MTS application engineers discuss the unique advantages electric actuation brings to low-force testing applications.
Q: What are some of the challenges when using electric actuation for testing?
A: The primary challenge with electric actuation is control. Electric actuation is not new technology, but it has taken some time for electrically actuated test systems to be able to handle the precise force and motion requirements of materials testing. Precise control is a function of the controller and the software. The better these components are, the better you will be able to control the parameters and the better the data will be.
Q: Which materials testing applications are best suited to electric actuation?
A: Electrically actuated test systems are a particularly good fit for testing biomedical materials, microelectronics and small-scale specimens. These systems are optimized for lower-force, high-frequency testing with high fidelity, which is exactly what these applications require.
Q: What advantages does electric actuation offer compared to servohydraulic actuation?
A: One of the most important is the lack of oil. There is no oil to dispose of or recycle. In biomedical testing for example, an oil leak could contaminate the specimen, or the saline solution bath, or the bovine solution. Now you can avoid those issues entirely. Electric actuation is also very quiet and clean. With MTS Acumen Test Systems, there are no hoses, hardline or hydraulic pumps, and the cables are all embedded within the load frame. These more aesthetic aspects are important because the test lab is often a showpiece for visiting surgeons, who tend to appreciate an uncluttered environment.
For microelectronics, most testing is done in clean rooms, so a simpler, plug-and-play electrically actuated test system is not only easier to set up and maintain, it also eliminates potential contaminants like oil mist and residue. These systems save the cost and hassle of special facilities infrastructure such as chillers or solutions for oil maintenance and disposal too.
Q: Are there other ways Acumen test systems improve control?
A: Yes, these systems can easily handle frequencies up to 100 Hz. The test system controller is the same controller that we use with our servohydraulic test systems, so it will be familiar to those who already use MTS test systems. Since we use the same PID control methods, all of the previously developed, proven materials test control algorithms are available. One big difference with electric actuation is that flow-specific nuances like the sizing of servovalves, manifolds and pumps are no longer problematic. Without having to adjust for the hydromechanical considerations, the full capability of the electrically actuated system is available by simply controlling current.
Q: How does autotuning affect the process?
A: Autotuning is another way to improve the accuracy of test results. Materials and biomedical tests need to hit peaks and valleys consistently to generate reliable fatigue data. The autotuning feature on Acumen test systems includes three parameters — mass, stiffness and damping — to help ensure the best possible control and most accurate specimen response. This MTS-patented autotuning method examines the entire load train for all three parameters. In practice, the test engineer does not need to know the specimen stiffness to properly tune the system. And when combined with stable displacement control as a default home state, you can quickly recover and restart the test after any interruption. Of course, you can always tune the system manually if you prefer.

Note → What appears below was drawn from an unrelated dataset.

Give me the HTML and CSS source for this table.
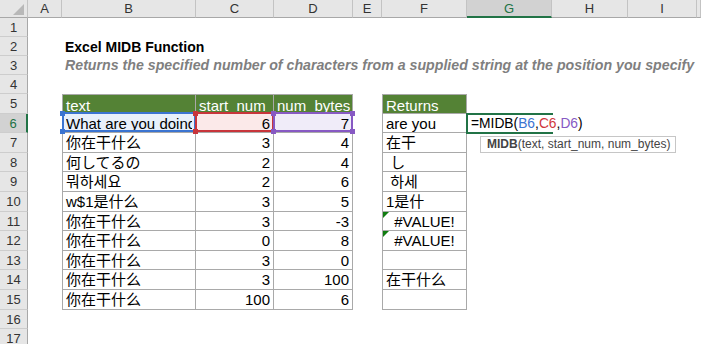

Q: Can you give an example of how these features work in a real application?
A: Precise control matters when the specimen has variable stiffness by design or is inherently viscoelastic in nature like polymers, elastomers and biological tissue. Consider testing a prosthetic implant with an interior rubber bladder that is protected by a hard stop bumper. When it is first compressed, the specimen is soft and compliant. Then when you hit the bumper, it becomes very stiff. The stiffness changes considerably throughout the test, which makes it difficult to evaluate whether the bladder has been manufactured correctly. Accurate control helps develop a test profile that replicates the actual performance, so you can produce more realistic test data.
Another example where precise control is necessary is when you are running frequency sweeps to 100 Hz or temperature sweeps from extreme cold to hot in dynamic characterization (DMA) applications. During these types of tests the specimen can change 1-2 orders of magnitude in stiffness, so precision is required to achieve good data.